Trisha Donnelly Lecture at Henry Art Gallery

August 19th, 2004

Trisha Donnelly will speak about her work at the Henry, but there is no guarantee that she will explain it. Trisha Donnelly’s work can be both charming and perplexing, but she somewhat prefers the latter. A state of confusion, after all, has been the starting point for all sorts of creative breakthroughs. In Artforum, John Miller calls Donnelly’s work “full of baffles and feints. Seeing is not necessarily believing. Instead of asking viewers to suspend disbelief, she prods their credulity, pitting humdrum artifice against deadpan preposterousness.” Her world is a tricky place, but many Wonderlands are.
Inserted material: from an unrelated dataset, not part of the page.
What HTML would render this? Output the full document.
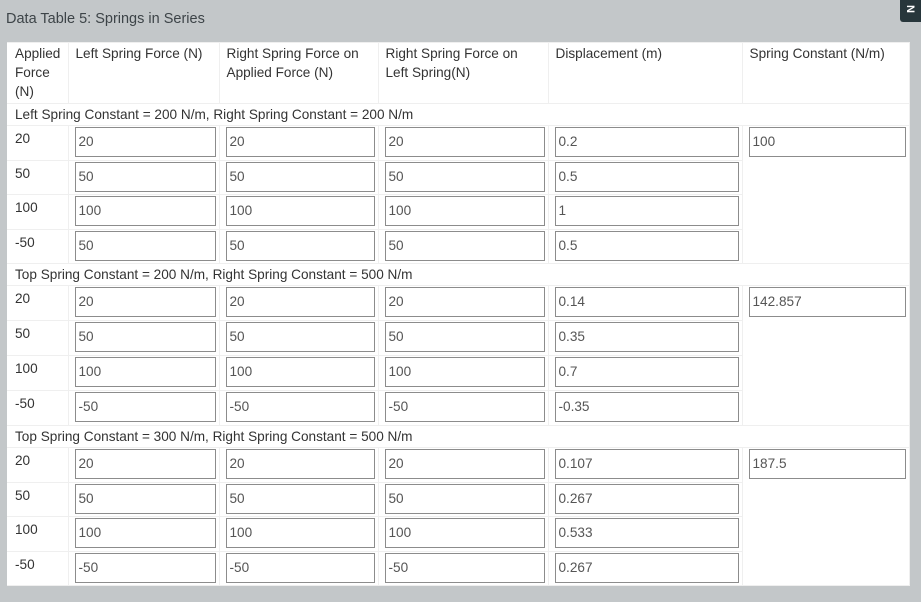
<!DOCTYPE html>
<html><head><meta charset="utf-8"><style>
*{box-sizing:border-box;margin:0;padding:0}
body{width:921px;height:602px;background:#c3c7c9;font-family:"Liberation Sans",Arial,sans-serif;font-size:13.6px;color:#333;position:relative;overflow:hidden}
.title{position:absolute;left:6px;top:11px;font-size:14.5px;color:#3d4448}
.tab{position:absolute;left:900px;top:0;width:21px;height:22px;background:#27363b;border-bottom-left-radius:3px;color:#fff;font-weight:bold;font-size:11px}
.tab span{position:absolute;left:6px;top:3px;transform:rotate(90deg)}
table{position:absolute;left:7px;top:42px;width:902px;border-collapse:collapse;table-layout:fixed;background:#fff}
td{border:1px solid #efefef;vertical-align:top;padding:0;line-height:19px}
tr.h td{height:61px;padding:1px 7px 0 7px}
tr.h td:first-child{padding-left:8px}
tr.l td{height:22px;padding:1px 8px 0}
tr.d td{height:34.5px}
tr.d.t td{height:35px}
tr.d td.a{padding:3px 8px 0}
tr.d td.i{padding:1px 3px 0 6px}
.in{height:30px;border:1px solid #8c8c8c;color:#555;padding-left:3px;line-height:28px}
table tr td:first-child{border-left:none}
</style></head><body>
<div class="title">Data Table 5: Springs in Series</div>
<div class="tab"><span>N</span></div>
<table>
<colgroup><col style="width:61px"><col style="width:151px"><col style="width:159px"><col style="width:170px"><col style="width:194px"><col style="width:167px"></colgroup>
<tr class="h"><td>Applied Force (N)</td><td>Left Spring Force (N)</td><td>Right Spring Force on Applied Force (N)</td><td>Right Spring Force on Left Spring(N)</td><td>Displacement (m)</td><td>Spring Constant (N/m)</td></tr>
<tr class="l"><td colspan="6">Left Spring Constant = 200 N/m, Right Spring Constant = 200 N/m</td></tr>
<tr class="d"><td class="a">20</td><td class="i"><div class="in">20</div></td><td class="i"><div class="in">20</div></td><td class="i"><div class="in">20</div></td><td class="i"><div class="in">0.2</div></td><td class="i" rowspan="4"><div class="in">100</div></td></tr>
<tr class="d"><td class="a">50</td><td class="i"><div class="in">50</div></td><td class="i"><div class="in">50</div></td><td class="i"><div class="in">50</div></td><td class="i"><div class="in">0.5</div></td></tr>
<tr class="d"><td class="a">100</td><td class="i"><div class="in">100</div></td><td class="i"><div class="in">100</div></td><td class="i"><div class="in">100</div></td><td class="i"><div class="in">1</div></td></tr>
<tr class="d"><td class="a">-50</td><td class="i"><div class="in">50</div></td><td class="i"><div class="in">50</div></td><td class="i"><div class="in">50</div></td><td class="i"><div class="in">0.5</div></td></tr>
<tr class="l"><td colspan="6">Top Spring Constant = 200 N/m, Right Spring Constant = 500 N/m</td></tr>
<tr class="d t"><td class="a">20</td><td class="i"><div class="in">20</div></td><td class="i"><div class="in">20</div></td><td class="i"><div class="in">20</div></td><td class="i"><div class="in">0.14</div></td><td class="i" rowspan="4"><div class="in">142.857</div></td></tr>
<tr class="d t"><td class="a">50</td><td class="i"><div class="in">50</div></td><td class="i"><div class="in">50</div></td><td class="i"><div class="in">50</div></td><td class="i"><div class="in">0.35</div></td></tr>
<tr class="d t"><td class="a">100</td><td class="i"><div class="in">100</div></td><td class="i"><div class="in">100</div></td><td class="i"><div class="in">100</div></td><td class="i"><div class="in">0.7</div></td></tr>
<tr class="d t"><td class="a">-50</td><td class="i"><div class="in">-50</div></td><td class="i"><div class="in">-50</div></td><td class="i"><div class="in">-50</div></td><td class="i"><div class="in">-0.35</div></td></tr>
<tr class="l"><td colspan="6">Top Spring Constant = 300 N/m, Right Spring Constant = 500 N/m</td></tr>
<tr class="d"><td class="a">20</td><td class="i"><div class="in">20</div></td><td class="i"><div class="in">20</div></td><td class="i"><div class="in">20</div></td><td class="i"><div class="in">0.107</div></td><td class="i" rowspan="4"><div class="in">187.5</div></td></tr>
<tr class="d"><td class="a">50</td><td class="i"><div class="in">50</div></td><td class="i"><div class="in">50</div></td><td class="i"><div class="in">50</div></td><td class="i"><div class="in">0.267</div></td></tr>
<tr class="d"><td class="a">100</td><td class="i"><div class="in">100</div></td><td class="i"><div class="in">100</div></td><td class="i"><div class="in">100</div></td><td class="i"><div class="in">0.533</div></td></tr>
<tr class="d"><td class="a">-50</td><td class="i"><div class="in">-50</div></td><td class="i"><div class="in">-50</div></td><td class="i"><div class="in">-50</div></td><td class="i"><div class="in">0.267</div></td></tr>
</table>
</body></html>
Trisha Donnelly’s works “Canadian Rain,” “Howl,” “Black Wave,” and “Canada” are on view at the Henry Art Gallery through October 3, 2004 as part of “Selections from the Collection of William and Ruth True.” The artist lives in San Francisco. Her works in photography, drawing, performance, sound, and video have been included in the 2003 Venice Biennale, the 2003 Prague Biennial, the 2004 Biennale de Lyon, and the touring exhibition “Baja to Vancouver: The West Coast in Contemporary Art,” currently at the Vancouver Art Gallery. In October, she will participate in the Carnegie International, Pittsburgh, and have a solo show at Casey Kaplan Gallery, New York. In addition to Casey Kaplan, she is represented by Air de Paris, Paris.